We live in an era of "First Take" culture where everything has to be a definitive ranking. But basketball is art. You can prefer Monet to Picasso without one of them being "wrong."

Jordan played the game with a ferocious, singular focus that we may never see again. LeBron plays the game with a holistic intelligence that has rewritten the record books. They are two different answers to the same question.

Actionable Insights for the Next Debate

The next time you’re arguing with your friends about who’s the GOAT of basketball, try these angles to actually move the conversation forward instead of just shouting "6-0" or "40,000 points":

  • Define the Criteria: Ask your opponent what "Greatness" means to them. Is it a five-year peak? Is it 20 years of excellence? If you don't agree on the rules, you can't have the debate.
  • Look at the Competition: Evaluate the teams they beat. Jordan’s Bulls beat some legendary squads (Magic’s Lakers, Drexler’s Blazers, Barkley’s Suns). LeBron beat the 73-win Warriors and a dynasty Spurs team.
  • Consider the "Eye Test" vs. The Spreadsheet: Statistics are great, but they don't capture the fear a player strikes in an opponent. Watch old tape. Look at how defenses reacted when MJ touched the ball versus how they scramble when LeBron drives.
  • Acknowledge Era Differences: Stop acting like 1992 and 2024 are the same game. One was a physical grind; the other is a high-speed chess match. Both are difficult in their own ways.

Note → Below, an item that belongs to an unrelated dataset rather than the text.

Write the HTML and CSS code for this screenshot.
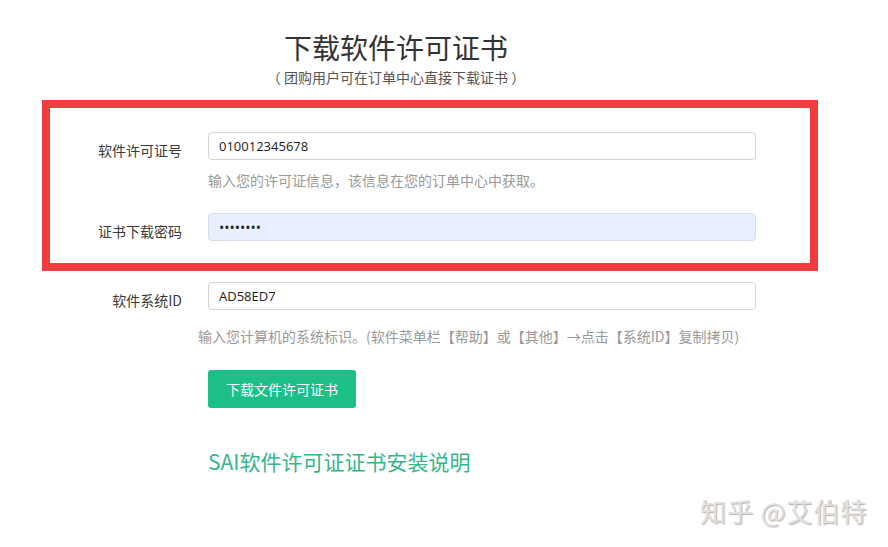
FILE: index.html
```html
<!DOCTYPE html>
<html lang="zh-CN">
<head>
<meta charset="utf-8">
<title>下载软件许可证书</title>
<link rel="stylesheet" href="styles.css">
</head>
<body>
<div class="page">
  <header class="head">
    <h1 class="title">下载软件许可证书</h1>
    <p class="subtitle">（ 团购用户可在订单中心直接下载证书 ）</p>
  </header>

  <section class="marked">
    <div class="row">
      <label class="label">软件许可证号</label>
      <div class="field">
        <input class="input" type="text" value="010012345678">
        <p class="hint">输入您的许可证信息，该信息在您的订单中心中获取。</p>
      </div>
    </div>
    <div class="row row-pw">
      <label class="label">证书下载密码</label>
      <div class="field">
        <input class="input input-fill" type="password" value="12345678">
      </div>
    </div>
  </section>

  <div class="row row-id">
    <label class="label">软件系统ID</label>
    <div class="field">
      <input class="input" type="text" value="AD58ED7">
    </div>
  </div>
  <p class="hint hint-wide">输入您计算机的系统标识。(软件菜单栏【帮助】或【其他】→点击【系统ID】复制拷贝)</p>

  <div class="actions">
    <button class="btn" type="button">下载文件许可证书</button>
    <a class="guide" href="#">SAI软件许可证证书安装说明</a>
  </div>

  <div class="watermark">知乎 @艾伯特</div>
</div>
</body>
</html>
```

FILE: styles.css
```css
* { box-sizing: border-box; }

html, body {
  margin: 0;
  padding: 0;
  background: #fff;
}

body {
  font-family: "Noto Sans CJK SC", "Noto Sans", "Liberation Sans", sans-serif;
  color: #333;
  width: 888px;
  height: 547px;
  overflow: hidden;
}

.page {
  position: relative;
  width: 888px;
  height: 547px;
}

.head {
  width: 792px;
  text-align: center;
  padding-top: 27px;
}

.title {
  margin: 0;
  font-size: 28px;
  line-height: 40px;
  font-weight: normal;
  color: #333;
}

.subtitle {
  margin: 0;
  font-size: 14px;
  line-height: 21px;
  color: #555;
}

.marked {
  margin: 12px 0 0 42px;
  width: 776px;
  border: 8px solid #f03d3f;
  padding: 24px 0 22px 0;
}

.row {
  display: flex;
  align-items: flex-start;
  gap: 26px;
}

.label {
  width: 132px;
  height: 28px;
  flex: none;
  text-align: right;
  font-size: 14px;
  line-height: 36px;
  color: #3a3a3a;
}

.field {
  width: 548px;
}

.input {
  display: block;
  width: 548px;
  height: 28px;
  margin: 0;
  border: 1px solid #d4d4d4;
  border-radius: 4px;
  padding: 0 10px;
  font-family: "Open Sans", "Noto Sans", "Liberation Sans", sans-serif;
  font-size: 13px;
  color: #222;
  background: #fff;
  outline: none;
}

.input-fill {
  background: #e8f0fe;
  border-color: #d6dde8;
  font-size: 14px;
}

.hint {
  margin: 10px 0 0 0;
  font-size: 14px;
  line-height: 20px;
  color: #999;
}

.row-pw {
  margin-top: 23px;
}

.row-id {
  margin-top: 11px;
  padding-left: 50px;
}

.hint-wide {
  margin: 16px 0 0 198px;
}

.actions {
  display: flex;
  flex-direction: column;
  align-items: flex-start;
  padding-left: 208px;
  margin-top: 24px;
}

.btn {
  width: 148px;
  height: 38px;
  border: none;
  border-radius: 3px;
  background: #1cbf86;
  color: #fff;
  font-family: "Noto Sans CJK SC", "Noto Sans", sans-serif;
  font-size: 14px;
  padding: 0;
  cursor: pointer;
}

.guide {
  margin-top: 39px;
  font-size: 21px;
  line-height: 28px;
  color: #34b68b;
  text-decoration: none;
}

.watermark {
  position: absolute;
  left: 700px;
  top: 495px;
  font-size: 26px;
  line-height: 32px;
  letter-spacing: 1px;
  color: #e0e0e0;
  text-shadow: 1px 1px 1px #b4b4b4;
  white-space: nowrap;
}
```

Ultimately, the GOAT debate is a celebration of the sport. The fact that we have two (or more) players who reached such heights is a gift to fans. Enjoy LeBron while he's still here. Respect the ghost of Jordan. Both things can be true at the same time.


How to verify these claims: If you want to dig deeper into the stats mentioned, check out Basketball-Reference for a side-by-side comparison of career totals. For a deep dive into the "Illegal Defense" rules that influenced Jordan's era, look up the NBA rule changes from 2001 that allowed zone defense. Understanding these technicalities will make your GOAT arguments much more sophisticated than just counting rings.